How to Get a Copy of Your 1099-R
Most people receive their 1099-R by mail in late January or early February. But if your form never arrives — or you lose it — you have a few options.
Online portal: Log into your retirement account's website. Most major providers (Fidelity, Vanguard, Schwab, etc.) post 1099-R forms electronically, often before the paper version arrives.
Contact the institution: Call the customer service number on your account statements and request a duplicate.
IRS Get Transcript tool: The IRS offers an online tool at IRS.gov that lets you view tax transcripts, which include 1099-R data reported by your payer.
If you can't obtain the form by mid-February, contact the IRS at 1-800-829-1040. The agency can send a letter to your payer requesting the form be issued. You may also be able to use Form 4852 as a substitute if the form never arrives.
Required Minimum Distributions (RMDs) and Form 1099-R
Once you reach age 73 (under current law as of 2025), the IRS requires you to take minimum distributions from most retirement accounts each year. These RMDs are reported on Form 1099-R just like any other distribution. Box 7 will typically show Code 7 (normal distribution), and the full RMD amount will appear in Box 1.
Failing to take your RMD — or not taking enough — used to trigger a 50% excise tax on the shortfall. The SECURE 2.0 Act reduced that penalty to 25%, and further to 10% if corrected promptly. Either way, RMDs generate a 1099-R, and they're fully taxable as ordinary income unless you've made after-tax contributions to the account.
Roth Conversions and the 1099-R
Converting money from a traditional IRA to a Roth IRA is a popular tax planning strategy — but it also creates a 1099-R. The conversion amount appears in Box 1 as a gross distribution, and Box 2a reflects the taxable portion. Box 7 will typically show Code 2 (early distribution, exception applies) or Code 7 (normal), along with the letter "J" for Roth conversions in some cases.
The converted amount is added to your ordinary income for the year, which can push you into a higher tax bracket. Timing conversions carefully — ideally in years when your income is lower — can reduce the tax hit. Your tax preparation software or a financial advisor can model different conversion amounts to find the right balance.
How Gerald Can Help During Tax Season
Tax season often brings unexpected costs — filing fees, the discovery of a balance due, or simply the cash flow crunch that comes from waiting on a refund. Gerald is a financial technology app that offers fee-free cash advances of up to $200 (subject to approval) with zero interest, no subscriptions, and no transfer fees.
Gerald's Buy Now, Pay Later feature lets you shop for everyday essentials in Gerald's Cornerstore first. After meeting the qualifying spend requirement, you can request a cash advance transfer to your bank — with no fees attached. Instant transfers may be available depending on your bank. Gerald isn't a lender and doesn't offer loans. Not all users will qualify; eligibility is subject to approval.
If tax season leaves you short before your refund arrives, exploring Gerald's cash advance app is worth a look as a fee-free bridge option.

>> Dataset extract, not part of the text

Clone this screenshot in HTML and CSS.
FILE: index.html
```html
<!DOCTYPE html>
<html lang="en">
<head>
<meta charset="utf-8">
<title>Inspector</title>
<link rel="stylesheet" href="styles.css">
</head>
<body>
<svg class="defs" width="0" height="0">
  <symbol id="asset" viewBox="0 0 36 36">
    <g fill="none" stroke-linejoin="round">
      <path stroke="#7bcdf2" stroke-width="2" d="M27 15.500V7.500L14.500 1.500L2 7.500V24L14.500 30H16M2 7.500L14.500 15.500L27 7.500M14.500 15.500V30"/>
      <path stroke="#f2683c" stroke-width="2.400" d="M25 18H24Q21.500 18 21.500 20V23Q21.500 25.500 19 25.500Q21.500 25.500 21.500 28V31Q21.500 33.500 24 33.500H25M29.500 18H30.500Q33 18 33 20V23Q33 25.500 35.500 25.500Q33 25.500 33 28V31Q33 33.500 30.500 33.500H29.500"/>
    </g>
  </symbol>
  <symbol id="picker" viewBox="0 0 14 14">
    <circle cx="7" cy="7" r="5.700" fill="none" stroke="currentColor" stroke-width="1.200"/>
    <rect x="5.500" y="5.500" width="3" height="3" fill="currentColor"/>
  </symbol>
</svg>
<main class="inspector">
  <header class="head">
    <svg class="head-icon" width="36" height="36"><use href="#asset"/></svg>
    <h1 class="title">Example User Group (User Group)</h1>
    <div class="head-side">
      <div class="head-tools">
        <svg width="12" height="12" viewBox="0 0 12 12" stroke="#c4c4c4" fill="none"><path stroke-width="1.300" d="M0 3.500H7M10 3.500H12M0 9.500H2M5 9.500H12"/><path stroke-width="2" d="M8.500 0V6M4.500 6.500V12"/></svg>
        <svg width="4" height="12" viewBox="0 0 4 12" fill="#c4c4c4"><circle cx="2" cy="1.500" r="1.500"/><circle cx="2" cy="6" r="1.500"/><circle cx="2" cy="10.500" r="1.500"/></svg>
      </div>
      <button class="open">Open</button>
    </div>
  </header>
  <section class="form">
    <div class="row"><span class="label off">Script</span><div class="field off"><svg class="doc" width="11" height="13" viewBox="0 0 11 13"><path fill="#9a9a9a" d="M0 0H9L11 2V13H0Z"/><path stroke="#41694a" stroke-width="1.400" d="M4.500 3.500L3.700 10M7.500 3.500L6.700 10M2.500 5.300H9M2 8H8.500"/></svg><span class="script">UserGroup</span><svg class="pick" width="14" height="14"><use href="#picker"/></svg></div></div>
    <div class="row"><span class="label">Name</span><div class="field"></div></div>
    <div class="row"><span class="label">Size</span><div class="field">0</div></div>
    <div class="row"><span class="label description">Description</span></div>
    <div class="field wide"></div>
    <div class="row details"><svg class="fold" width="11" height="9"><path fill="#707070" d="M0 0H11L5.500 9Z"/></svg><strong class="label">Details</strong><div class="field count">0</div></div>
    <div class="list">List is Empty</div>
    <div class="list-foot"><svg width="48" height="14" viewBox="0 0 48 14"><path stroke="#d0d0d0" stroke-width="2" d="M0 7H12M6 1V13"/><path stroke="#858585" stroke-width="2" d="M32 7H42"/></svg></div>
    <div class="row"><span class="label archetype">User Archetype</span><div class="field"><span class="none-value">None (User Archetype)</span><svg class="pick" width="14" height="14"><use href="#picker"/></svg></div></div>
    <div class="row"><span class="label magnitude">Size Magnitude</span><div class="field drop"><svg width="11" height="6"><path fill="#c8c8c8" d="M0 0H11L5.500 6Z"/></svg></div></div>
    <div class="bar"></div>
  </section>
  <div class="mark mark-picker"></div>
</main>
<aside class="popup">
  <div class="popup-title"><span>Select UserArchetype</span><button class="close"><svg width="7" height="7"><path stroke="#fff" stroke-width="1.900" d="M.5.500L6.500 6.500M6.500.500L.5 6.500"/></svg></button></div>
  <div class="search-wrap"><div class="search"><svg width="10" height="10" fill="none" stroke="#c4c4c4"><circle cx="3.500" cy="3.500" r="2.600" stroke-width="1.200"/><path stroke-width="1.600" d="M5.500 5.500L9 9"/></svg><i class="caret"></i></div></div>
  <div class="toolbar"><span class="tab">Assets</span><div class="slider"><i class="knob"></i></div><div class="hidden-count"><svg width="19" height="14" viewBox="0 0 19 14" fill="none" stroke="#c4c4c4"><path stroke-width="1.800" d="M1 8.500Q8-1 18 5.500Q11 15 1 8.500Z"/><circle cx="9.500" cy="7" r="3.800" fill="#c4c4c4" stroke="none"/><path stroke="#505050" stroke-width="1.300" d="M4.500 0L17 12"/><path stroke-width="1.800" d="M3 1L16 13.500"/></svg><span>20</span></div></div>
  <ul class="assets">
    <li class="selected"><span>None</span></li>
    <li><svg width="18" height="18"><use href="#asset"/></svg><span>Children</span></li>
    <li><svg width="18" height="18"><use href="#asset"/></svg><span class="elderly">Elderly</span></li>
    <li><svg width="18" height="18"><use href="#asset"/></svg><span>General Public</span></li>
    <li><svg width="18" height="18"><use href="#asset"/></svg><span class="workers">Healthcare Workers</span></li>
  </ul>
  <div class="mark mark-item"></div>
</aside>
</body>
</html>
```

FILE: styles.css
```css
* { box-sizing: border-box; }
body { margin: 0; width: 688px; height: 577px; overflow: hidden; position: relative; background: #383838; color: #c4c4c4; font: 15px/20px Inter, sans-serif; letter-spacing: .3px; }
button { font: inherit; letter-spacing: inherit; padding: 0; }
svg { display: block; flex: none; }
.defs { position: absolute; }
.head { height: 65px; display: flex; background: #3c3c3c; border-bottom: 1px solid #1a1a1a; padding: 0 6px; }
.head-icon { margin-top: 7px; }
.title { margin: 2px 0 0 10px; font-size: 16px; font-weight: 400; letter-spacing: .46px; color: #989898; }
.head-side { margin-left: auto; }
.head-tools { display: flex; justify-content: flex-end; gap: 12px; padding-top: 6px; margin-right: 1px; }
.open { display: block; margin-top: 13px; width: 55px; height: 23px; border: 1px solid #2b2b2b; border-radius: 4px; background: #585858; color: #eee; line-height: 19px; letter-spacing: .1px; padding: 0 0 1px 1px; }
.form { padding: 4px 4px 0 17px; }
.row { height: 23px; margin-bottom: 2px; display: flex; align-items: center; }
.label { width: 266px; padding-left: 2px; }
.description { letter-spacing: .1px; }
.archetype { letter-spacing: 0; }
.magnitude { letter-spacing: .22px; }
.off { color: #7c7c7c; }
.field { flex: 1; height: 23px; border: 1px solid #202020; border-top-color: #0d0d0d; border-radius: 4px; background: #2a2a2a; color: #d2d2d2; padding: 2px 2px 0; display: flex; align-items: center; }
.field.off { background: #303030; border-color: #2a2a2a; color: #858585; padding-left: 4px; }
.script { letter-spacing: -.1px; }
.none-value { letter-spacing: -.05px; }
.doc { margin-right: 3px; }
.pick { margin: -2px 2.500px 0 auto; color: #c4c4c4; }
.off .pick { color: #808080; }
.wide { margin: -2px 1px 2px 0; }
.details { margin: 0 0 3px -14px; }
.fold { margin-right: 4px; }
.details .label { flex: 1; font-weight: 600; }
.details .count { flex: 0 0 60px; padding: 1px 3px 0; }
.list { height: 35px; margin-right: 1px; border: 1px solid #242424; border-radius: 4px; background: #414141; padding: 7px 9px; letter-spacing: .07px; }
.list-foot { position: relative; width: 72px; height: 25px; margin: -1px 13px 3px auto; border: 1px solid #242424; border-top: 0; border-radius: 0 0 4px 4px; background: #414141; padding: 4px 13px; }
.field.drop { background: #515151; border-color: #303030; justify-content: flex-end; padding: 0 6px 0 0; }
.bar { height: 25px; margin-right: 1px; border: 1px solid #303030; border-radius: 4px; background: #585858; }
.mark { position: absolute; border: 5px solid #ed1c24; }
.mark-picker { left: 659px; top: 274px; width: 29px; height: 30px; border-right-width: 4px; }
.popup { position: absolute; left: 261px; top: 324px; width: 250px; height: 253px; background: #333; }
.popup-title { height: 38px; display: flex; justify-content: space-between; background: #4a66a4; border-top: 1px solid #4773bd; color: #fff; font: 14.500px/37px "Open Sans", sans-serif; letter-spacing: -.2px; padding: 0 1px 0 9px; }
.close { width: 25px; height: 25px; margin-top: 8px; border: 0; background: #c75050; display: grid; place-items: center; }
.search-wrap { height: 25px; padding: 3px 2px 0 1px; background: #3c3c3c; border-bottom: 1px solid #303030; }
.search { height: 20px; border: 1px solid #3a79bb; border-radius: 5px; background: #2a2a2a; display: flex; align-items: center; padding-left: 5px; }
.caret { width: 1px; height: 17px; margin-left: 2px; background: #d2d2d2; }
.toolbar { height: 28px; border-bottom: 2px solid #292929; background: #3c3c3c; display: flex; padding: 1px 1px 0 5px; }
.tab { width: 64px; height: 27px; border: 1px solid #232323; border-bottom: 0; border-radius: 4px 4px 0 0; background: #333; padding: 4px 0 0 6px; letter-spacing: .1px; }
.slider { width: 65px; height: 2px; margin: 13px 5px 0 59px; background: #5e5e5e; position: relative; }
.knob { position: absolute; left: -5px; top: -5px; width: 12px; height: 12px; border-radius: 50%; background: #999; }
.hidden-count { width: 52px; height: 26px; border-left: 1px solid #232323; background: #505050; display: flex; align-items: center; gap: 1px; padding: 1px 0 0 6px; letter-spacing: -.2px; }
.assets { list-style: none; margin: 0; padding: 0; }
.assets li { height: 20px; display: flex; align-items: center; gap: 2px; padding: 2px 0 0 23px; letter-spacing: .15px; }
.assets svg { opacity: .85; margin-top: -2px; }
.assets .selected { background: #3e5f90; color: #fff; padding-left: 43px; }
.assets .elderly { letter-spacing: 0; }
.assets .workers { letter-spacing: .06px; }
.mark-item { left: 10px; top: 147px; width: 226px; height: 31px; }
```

Tips for Handling Your 1099-R the Right Way
Don't wait until April — gather all your 1099-R forms in February and organize them by account type.
Cross-check the taxable amount in Box 2a against your own records, especially for accounts with after-tax contributions.

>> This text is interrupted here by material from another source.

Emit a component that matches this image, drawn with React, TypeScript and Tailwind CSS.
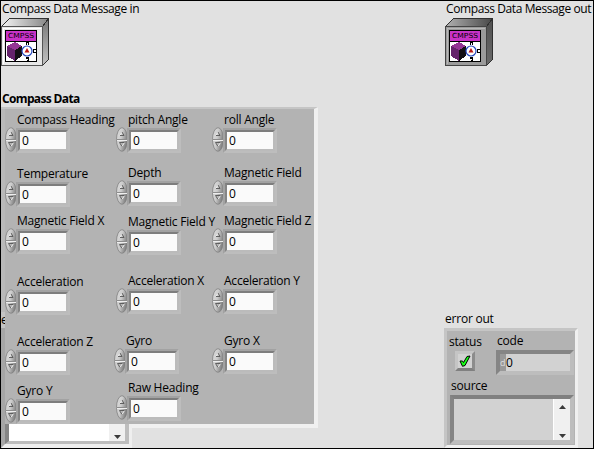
import React from 'react';

const labelBase =
  "block h-4 whitespace-nowrap font-['Open_Sans',sans-serif] text-[12px] leading-4 text-black";
const labelText = `${labelBase} tracking-[-0.22px]`;
const titleText = `${labelBase} tracking-[-0.4px]`;

function Spinner() {
  return (
    <svg className="h-[25px] w-3 shrink-0" viewBox="0 0 12 25">
      <defs>
        <linearGradient id="spin" x1="0" x2="1" y1="0" y2="0.4">
          <stop offset="0" stopColor="#dedede" />
          <stop offset="0.5" stopColor="#cccccc" />
          <stop offset="1" stopColor="#808080" />
        </linearGradient>
      </defs>
      <ellipse cx="6" cy="12.5" rx="5.5" ry="11.8" fill="url(#spin)" stroke="#808080" strokeWidth="0.8" />
      <path d="M1 12.5H11" stroke="#8c8c8c" />
      <path d="M1 13.5H11" stroke="#eee" />
      <path d="M4 8.5L6 5" stroke="#eeeeee" />
      <path d="M6 5L8 8.5H4" fill="none" stroke="#555" strokeWidth="0.9" />
      <path d="M8.5 15.5L6 19.5" stroke="#eeeeee" />
      <path d="M8.5 15.5H3.5L6 19.5" fill="none" stroke="#555" strokeWidth="0.9" />
    </svg>
  );
}

type FieldProps = { label: string; className?: string };

function Field({ label, className = '' }: FieldProps) {
  return (
    <div className={`h-[41px] ${className}`}>
      <span className={`${labelText} pl-3`}>{label}</span>
      <div className="flex h-[25px]">
        <div className="-mt-px">
          <Spinner />
        </div>
        <div className="-ml-px h-[25px] w-[54px] border-2 border-t-[#a2a2a2] border-r-[#bdbdbd] border-b-[#bdbdbd] border-l-[#a2a2a2]">
          <div className="h-[21px] w-[50px] border-2 border-t-[#7d7d7d] border-r-[#bbbbbb] border-b-[#bbbbbb] border-l-[#858585] bg-[#fafafa] pl-[2px] font-['Open_Sans',sans-serif] text-[12px] leading-[17px]">
            0
          </div>
        </div>
      </div>
    </div>
  );
}

function CompassIcon({ dark = false }: { dark?: boolean }) {
  const id = dark ? 'box-out' : 'box-in';
  return (
    <svg className="block h-12 w-12" viewBox="0 0 48 48" shapeRendering="crispEdges">
      <defs>
        <linearGradient id={`${id}-t`} x1="0" x2="1" y1="0" y2="0">
          <stop offset="0" stopColor={dark ? '#b0b0b0' : '#f4f4f4'} />
          <stop offset="1" stopColor={dark ? '#484848' : '#858585'} />
        </linearGradient>
        <linearGradient id={`${id}-r`} x1="0" x2="0" y1="0" y2="1">
          <stop offset="0" stopColor={dark ? '#505050' : '#777777'} />
          <stop offset="1" stopColor={dark ? '#6b6b6b' : '#c2c2c2'} />
        </linearGradient>
      </defs>
      <path d="M0.5 8.5L8.5 0.5H47.5L41.5 8.5Z" fill={`url(#${id}-t)`} stroke="#303030" />
      <path d="M41.5 8.5L47.5 0.5V41.5L41.5 47.5Z" fill={`url(#${id}-r)`} stroke="#303030" />
      <rect x="0.5" y="8.5" width="41" height="39" fill={dark ? '#9b9b9b' : '#e7e7e7'} stroke={dark ? '#444' : '#555'} />
      <path d="M2 46V10H40" fill="none" stroke={dark ? '#b7b7b7' : '#ffffff'} />
      <rect x="4.5" y="12.5" width="31" height="31" fill="white" stroke="black" />
      <rect x="5" y="13" width="30" height="10" fill="#c832c8" />
      <path d="M5 23.5H35" stroke="black" />
      <text x="7" y="20" textLength="26" lengthAdjust="spacingAndGlyphs" fontFamily="DejaVu Sans" fontSize="7" fill="black">
        CMPSS
      </text>
      <path d="M6 28L14 24L21 28L14 32Z" fill="#943594" />
      <path d="M6 28L14 32V43L6 38Z" fill="#65236b" />
      <path d="M14 32L21 28V38L14 43Z" fill="#141014" />
      <circle cx="26" cy="33" r="5" fill="white" stroke="#2345bd" strokeWidth="1.2" shapeRendering="auto" />
      <path d="M26 30L28.5 34.5H23.5Z" fill="#bc1715" shapeRendering="auto" />
      <path d="M25.5 27V24.5H27.5V27M35 31.5H32.5V34.5H35M27.5 39.5H25.5V40.5H27.5V42.5H25.5" fill="none" stroke="black" />
    </svg>
  );
}

function Arrow({ up = false }: { up?: boolean }) {
  return (
    <svg className="h-1 w-[7px]" viewBox="0 0 7 4">
      <path d={up ? 'M0 4L3.5 0L7 4Z' : 'M0 0H7L3.5 4Z'} fill="#3b3b3b" />
    </svg>
  );
}

/** The input error cluster: only its left edge and bottom show around the compass data panel. */
function ErrorIn() {
  return (
    <div className="absolute top-[311px] left-0 w-[131px] overflow-hidden bg-[#c4c4c4] [clip-path:polygon(0_0,4px_0,4px_112px,100%_112px,100%_100%,0_100%)]">
      <span className={labelText}>error in</span>
      <div className="flex h-[120px] flex-col justify-end border-r-[3px] border-b-[4px] border-l-[4px] border-r-[#efefef] border-b-[#efefef] border-l-[#a6a6a6] bg-[#b3b3b3]">
        <div className="flex h-[49px] w-[124px] border-4 border-b-[3px] border-t-[#808080] border-r-[#bdbdbd] border-b-[#bdbdbd] border-l-[#858585] bg-white">
          <div className="ml-auto flex w-4 flex-col items-center justify-end bg-[#f0f0f0] pb-[2px]">
            <Arrow />
          </div>
        </div>
      </div>
    </div>
  );
}

function CompassPanel() {
  return (
    <div className="h-[321px] w-[317px] border-t-2 border-r-4 border-b-4 border-t-[#c5c5c5] border-r-[#f0f0f0] border-b-[#f0f0f0]">
      <div className="flex h-[315px] border-l-4 border-l-[#b9b9b9] bg-[#b3b3b3] pt-[3px]">
        <div className="w-[111px] shrink-0">
          <Field label="Compass Heading" />
          <Field label="Temperature" className="mt-[13px]" />
          <Field label="Magnetic Field X" className="mt-[6px]" />
          <Field label="Acceleration" className="mt-5" />
          <Field label="Acceleration Z" className="mt-[19px]" />
          <Field label="Gyro Y" className="mt-2" />
        </div>
        <div className="w-[96px] shrink-0">
          <Field label="pitch Angle" />
          <Field label="Depth" className="mt-3" />
          <Field label="Magnetic Field Y" className="mt-2" />
          <Field label="Acceleration X" className="mt-[18px]" />
          <Field label="Gyro" className="mt-[19px] -ml-[2px]" />
          <Field label="Raw Heading" className="mt-[6px]" />
        </div>
        <div>
          <Field label="roll Angle" />
          <Field label="Magnetic Field" className="mt-3" />
          <Field label="Magnetic Field Z" className="mt-[7px]" />
          <Field label="Acceleration Y" className="mt-[19px]" />
          <Field label="Gyro X" className="mt-[19px]" />
        </div>
      </div>
    </div>
  );
}

function ErrorOut() {
  return (
    <div className="w-[134px]">
      <span className={`${labelText} pl-px`}>error out</span>
      <div className="mt-px h-[120px] border-[3px] border-t-[#c5c5c5] border-r-[#f0f0f0] border-b-[#f0f0f0] border-l-[#c5c5c5] bg-[#b3b3b3]">
        <div className="flex h-11">
          <div className="w-[49px] pt-[3px] pl-[2px]">
            <span className={labelText}>status</span>
            <div className="mt-px ml-[6px] flex h-5 w-5 items-center justify-center border-[3px] border-t-[#c5c5c5] border-r-[#8c8c8c] border-b-[#808080] border-l-[#c5c5c5] bg-[#d2d2d2]">
              <svg className="h-3 w-3" viewBox="0 0 12 12">
                <path d="M1 6L3.5 6L4.5 7.5L8 1.5L11 1L6 10.5L3.5 11.3Z" fill="#16ff16" stroke="black" strokeWidth="1" />
              </svg>
            </div>
          </div>
          <div className="pt-[2px]">
            <span className={`${labelText} pl-px`}>code</span>
            <div className="mt-px flex h-[25px] w-[78px] border-4 border-t-[#858585] border-r-[#bdbdbd] border-b-[#bdbdbd] border-l-[#858585] bg-[#d2d2d2] font-['Open_Sans',sans-serif] text-[12px] leading-[17px]">
              <span className="w-[6px] bg-[#999999] text-[9px] text-[#dddddd]">d</span>
              <span>0</span>
            </div>
          </div>
        </div>
        <div className="pt-[3px] pl-[3px]">
          <span className={`${labelText} pl-px`}>source</span>
          <div className="mt-px flex h-[49px] w-[124px] border-4 border-t-[#808080] border-r-[#bdbdbd] border-b-[#bdbdbd] border-l-[#858585] bg-[#d2d2d2]">
            <div className="ml-auto flex w-[17px] flex-col items-center justify-between border-l border-white bg-[#f0f0f0] pt-[6px] pb-[2px]">
              <Arrow up />
              <Arrow />
            </div>
          </div>
        </div>
      </div>
    </div>
  );
}

export default function App() {
  return (
    <main className="relative flex h-[449px] w-[594px] overflow-hidden border border-black bg-[#e1e1e1]">
      <section className="w-[443px] shrink-0">
        <span className={`${titleText} pl-px`}>Compass Data Message in</span>
        <div className="mt-px">
          <CompassIcon />
        </div>
        <span className={`${labelBase} mt-[25px] pl-px font-bold tracking-[-0.65px]`}>Compass Data</span>
        <CompassPanel />
      </section>
      <section className="flex w-[149px] flex-col">
        <span className={`${titleText} pl-[2px]`}>Compass Data Message out</span>
        <div className="mt-px ml-px h-[293px]">
          <CompassIcon dark />
        </div>
        <ErrorOut />
      </section>
      <ErrorIn />
    </main>
  );
}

If you did a rollover, confirm it's coded correctly (Code G for direct rollovers) — misreported rollovers can look like taxable income.
Check Box 4 for any federal withholding — this is money already paid to the IRS and reduces what you owe at filing time.
If you're unsure about a distribution code or penalty exception, consult a tax professional before filing — amending a return costs time and money.
Keep your 1099-R forms (and the 1099-R form PDF downloads) for at least three years after filing — the IRS can audit returns within that window.
Tax forms can feel overwhelming, but Form 1099-R follows a consistent structure once you understand what each box is asking. The key is to not ignore it. Whether you received a pension payment, took an early withdrawal, or completed a Roth conversion, this form is the IRS's record of what happened — and your return needs to match it. Take the time to read it carefully, and you'll be in good shape come filing day.
Disclaimer: This article is for informational purposes only. Gerald is not affiliated with, endorsed by, or sponsored by the IRS, Pension Benefit Guaranty Corporation, Washington State Department of Retirement Systems, Fidelity, Vanguard, Charles Schwab, and Cash App. All trademarks mentioned are the property of their respective owners.
Frequently Asked Questions
Yes. Even if your distribution is not taxable — for example, a direct rollover — you still need to report the 1099-R on your federal tax return. The IRS receives its own copy from your plan administrator, so an unreported form is likely to trigger a notice. Your tax software will guide you through entering each form.
The IRS doesn't issue 1099-R forms directly — your plan administrator or financial institution does. If you haven't received yours by mid-February, log into your retirement account's online portal, contact your plan administrator, or use the IRS Get Transcript tool at IRS.gov to view reported data. You can also call the IRS at 1-800-829-1040 to request they contact your payer.
Form 1099-R reports distributions of $10 or more from retirement accounts, including IRAs, 401(k) plans, pensions, annuities, and profit-sharing plans. It tells the IRS — and you — how much you received, how much is taxable, how much federal tax was withheld, and what type of distribution was made. You use this information to complete your federal and state tax returns.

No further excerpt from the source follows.